── DATA EXCERPTS

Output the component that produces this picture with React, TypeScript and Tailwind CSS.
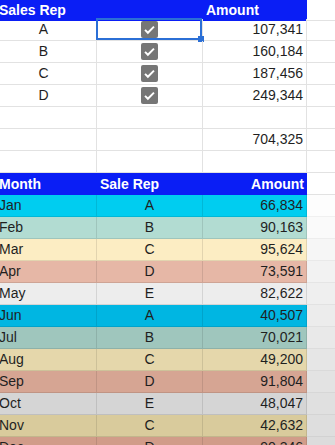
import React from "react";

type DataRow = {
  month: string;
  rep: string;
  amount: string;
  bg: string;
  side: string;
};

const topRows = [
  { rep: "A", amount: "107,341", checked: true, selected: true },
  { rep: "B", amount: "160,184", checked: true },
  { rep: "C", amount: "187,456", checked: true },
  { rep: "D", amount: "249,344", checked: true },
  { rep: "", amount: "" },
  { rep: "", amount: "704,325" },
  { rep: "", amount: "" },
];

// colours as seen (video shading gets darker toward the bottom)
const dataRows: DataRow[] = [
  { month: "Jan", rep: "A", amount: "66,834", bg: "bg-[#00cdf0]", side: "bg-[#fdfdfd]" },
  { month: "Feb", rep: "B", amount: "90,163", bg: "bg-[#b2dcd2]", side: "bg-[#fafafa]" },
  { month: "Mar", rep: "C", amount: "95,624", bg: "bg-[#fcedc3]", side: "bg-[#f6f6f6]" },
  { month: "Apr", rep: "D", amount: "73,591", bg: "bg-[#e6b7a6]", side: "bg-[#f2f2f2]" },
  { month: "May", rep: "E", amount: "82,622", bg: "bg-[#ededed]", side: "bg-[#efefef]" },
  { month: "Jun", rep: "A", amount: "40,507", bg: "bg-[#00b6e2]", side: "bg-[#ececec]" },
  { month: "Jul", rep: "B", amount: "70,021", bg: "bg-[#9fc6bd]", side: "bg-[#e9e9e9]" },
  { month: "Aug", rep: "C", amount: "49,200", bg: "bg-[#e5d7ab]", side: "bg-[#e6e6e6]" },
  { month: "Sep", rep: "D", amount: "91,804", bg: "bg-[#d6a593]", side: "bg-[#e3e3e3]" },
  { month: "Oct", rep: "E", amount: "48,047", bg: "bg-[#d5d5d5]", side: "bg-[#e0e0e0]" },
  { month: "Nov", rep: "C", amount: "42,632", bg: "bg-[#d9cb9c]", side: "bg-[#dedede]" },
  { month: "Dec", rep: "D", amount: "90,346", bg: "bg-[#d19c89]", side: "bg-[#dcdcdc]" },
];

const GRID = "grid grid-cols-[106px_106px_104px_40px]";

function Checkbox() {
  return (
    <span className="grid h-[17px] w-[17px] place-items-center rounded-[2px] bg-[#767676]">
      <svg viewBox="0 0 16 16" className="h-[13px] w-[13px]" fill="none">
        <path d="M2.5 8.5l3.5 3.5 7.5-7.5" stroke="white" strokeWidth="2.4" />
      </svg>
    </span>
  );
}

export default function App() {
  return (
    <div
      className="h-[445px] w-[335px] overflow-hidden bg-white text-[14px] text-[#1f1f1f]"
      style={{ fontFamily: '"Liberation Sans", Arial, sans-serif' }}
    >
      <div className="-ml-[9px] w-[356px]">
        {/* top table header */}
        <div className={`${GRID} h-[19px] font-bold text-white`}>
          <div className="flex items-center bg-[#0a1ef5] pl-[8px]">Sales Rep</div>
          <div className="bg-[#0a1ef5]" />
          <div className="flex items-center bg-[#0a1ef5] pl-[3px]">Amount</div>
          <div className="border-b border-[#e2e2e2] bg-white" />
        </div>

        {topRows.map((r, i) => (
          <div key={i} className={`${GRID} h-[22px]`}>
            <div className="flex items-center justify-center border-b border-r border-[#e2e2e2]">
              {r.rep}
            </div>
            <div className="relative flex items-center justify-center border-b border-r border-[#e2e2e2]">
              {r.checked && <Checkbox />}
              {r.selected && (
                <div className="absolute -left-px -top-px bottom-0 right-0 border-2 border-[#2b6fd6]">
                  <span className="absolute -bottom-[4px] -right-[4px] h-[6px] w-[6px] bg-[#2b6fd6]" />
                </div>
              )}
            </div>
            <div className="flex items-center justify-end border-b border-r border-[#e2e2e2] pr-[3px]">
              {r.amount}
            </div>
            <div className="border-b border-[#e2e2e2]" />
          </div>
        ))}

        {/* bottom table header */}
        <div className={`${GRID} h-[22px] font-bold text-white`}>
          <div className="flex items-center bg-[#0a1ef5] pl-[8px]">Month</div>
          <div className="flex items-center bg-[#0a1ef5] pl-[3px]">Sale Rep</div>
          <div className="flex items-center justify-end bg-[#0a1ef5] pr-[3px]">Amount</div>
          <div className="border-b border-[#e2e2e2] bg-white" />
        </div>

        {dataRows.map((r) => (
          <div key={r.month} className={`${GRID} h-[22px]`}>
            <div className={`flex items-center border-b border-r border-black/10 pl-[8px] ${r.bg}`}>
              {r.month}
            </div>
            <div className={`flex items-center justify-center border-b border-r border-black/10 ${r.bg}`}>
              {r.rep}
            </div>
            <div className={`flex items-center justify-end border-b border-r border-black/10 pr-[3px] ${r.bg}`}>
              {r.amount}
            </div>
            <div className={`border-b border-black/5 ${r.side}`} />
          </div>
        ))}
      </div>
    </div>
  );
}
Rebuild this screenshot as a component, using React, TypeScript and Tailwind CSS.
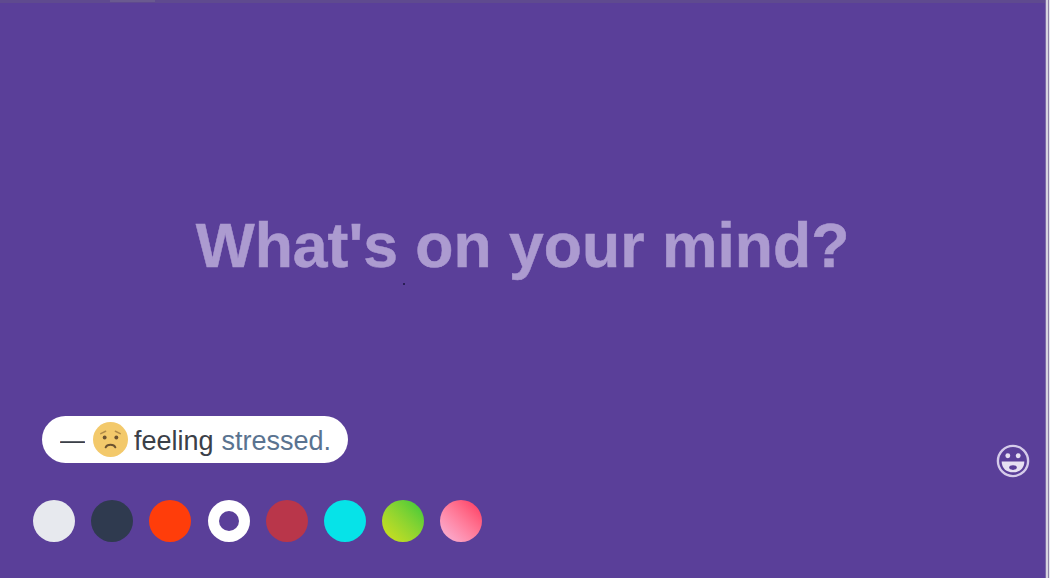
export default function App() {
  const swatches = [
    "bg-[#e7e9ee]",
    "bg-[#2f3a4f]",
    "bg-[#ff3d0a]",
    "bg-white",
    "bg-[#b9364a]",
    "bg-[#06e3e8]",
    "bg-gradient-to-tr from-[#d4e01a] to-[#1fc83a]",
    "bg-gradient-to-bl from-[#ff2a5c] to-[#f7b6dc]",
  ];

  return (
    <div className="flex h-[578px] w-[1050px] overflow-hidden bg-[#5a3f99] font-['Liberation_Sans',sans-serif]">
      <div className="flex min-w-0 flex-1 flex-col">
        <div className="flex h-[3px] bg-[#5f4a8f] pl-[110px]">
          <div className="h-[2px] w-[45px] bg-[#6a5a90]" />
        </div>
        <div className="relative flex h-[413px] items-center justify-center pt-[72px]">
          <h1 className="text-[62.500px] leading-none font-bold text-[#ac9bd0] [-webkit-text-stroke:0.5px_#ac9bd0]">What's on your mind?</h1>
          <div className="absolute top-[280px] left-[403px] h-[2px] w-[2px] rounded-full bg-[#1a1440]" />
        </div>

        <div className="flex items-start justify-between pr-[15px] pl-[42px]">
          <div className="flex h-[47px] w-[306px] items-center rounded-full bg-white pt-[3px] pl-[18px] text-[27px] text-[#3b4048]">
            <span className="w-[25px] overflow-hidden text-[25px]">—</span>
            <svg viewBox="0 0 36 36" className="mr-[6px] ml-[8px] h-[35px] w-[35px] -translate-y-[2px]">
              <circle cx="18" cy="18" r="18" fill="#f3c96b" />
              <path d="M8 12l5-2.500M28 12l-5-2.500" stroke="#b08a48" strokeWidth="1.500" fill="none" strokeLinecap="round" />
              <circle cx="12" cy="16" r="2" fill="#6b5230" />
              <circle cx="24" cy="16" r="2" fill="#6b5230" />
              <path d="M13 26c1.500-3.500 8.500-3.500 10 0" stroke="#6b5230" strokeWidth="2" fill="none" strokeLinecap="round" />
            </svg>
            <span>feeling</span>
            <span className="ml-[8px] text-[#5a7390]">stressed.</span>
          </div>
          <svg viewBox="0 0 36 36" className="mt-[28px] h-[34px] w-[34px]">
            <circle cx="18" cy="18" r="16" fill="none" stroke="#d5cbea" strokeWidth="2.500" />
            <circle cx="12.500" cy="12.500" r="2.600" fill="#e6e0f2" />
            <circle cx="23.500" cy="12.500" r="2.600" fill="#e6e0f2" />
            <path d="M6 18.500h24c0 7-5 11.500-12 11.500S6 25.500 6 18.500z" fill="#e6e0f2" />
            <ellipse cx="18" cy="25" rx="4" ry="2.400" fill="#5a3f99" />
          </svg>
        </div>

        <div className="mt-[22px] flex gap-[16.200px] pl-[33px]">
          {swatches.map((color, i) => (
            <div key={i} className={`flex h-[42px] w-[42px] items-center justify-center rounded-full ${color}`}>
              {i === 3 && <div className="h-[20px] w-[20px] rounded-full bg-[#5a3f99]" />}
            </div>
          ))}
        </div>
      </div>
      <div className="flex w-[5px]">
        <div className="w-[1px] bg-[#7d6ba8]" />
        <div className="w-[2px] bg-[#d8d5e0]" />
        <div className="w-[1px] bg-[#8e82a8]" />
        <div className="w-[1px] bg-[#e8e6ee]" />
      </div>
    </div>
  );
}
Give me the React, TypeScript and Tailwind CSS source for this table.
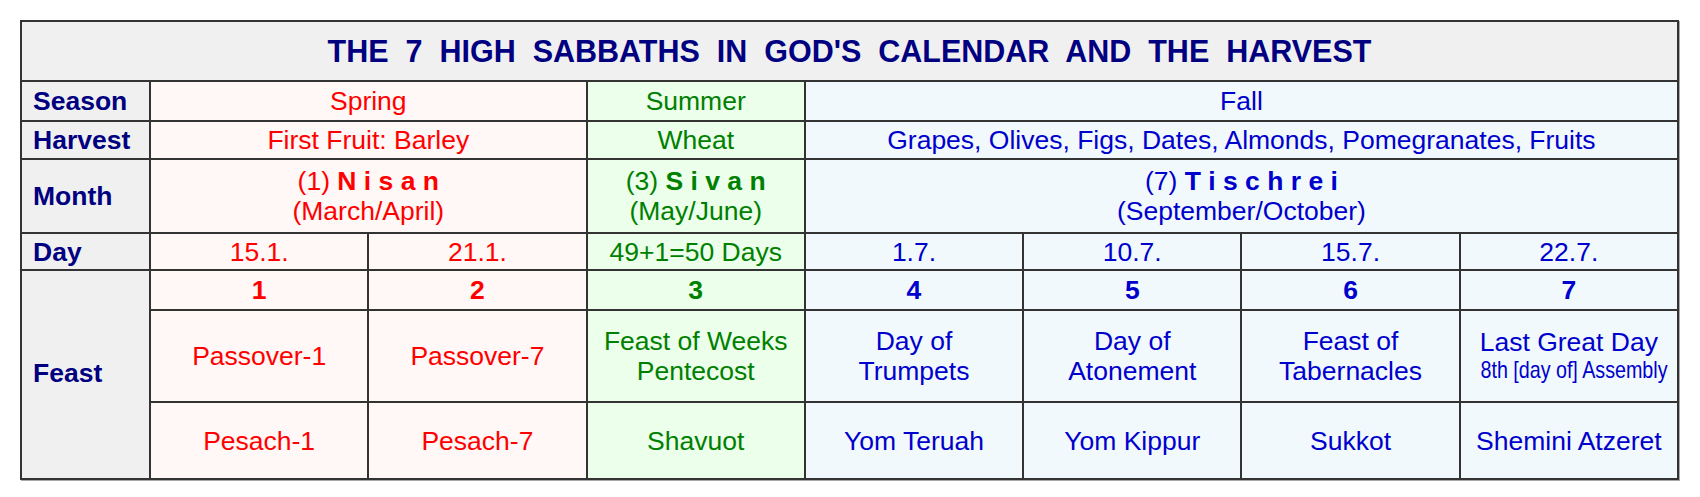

────

Exactly how many lines contain "React"? State the number and nothing else.

4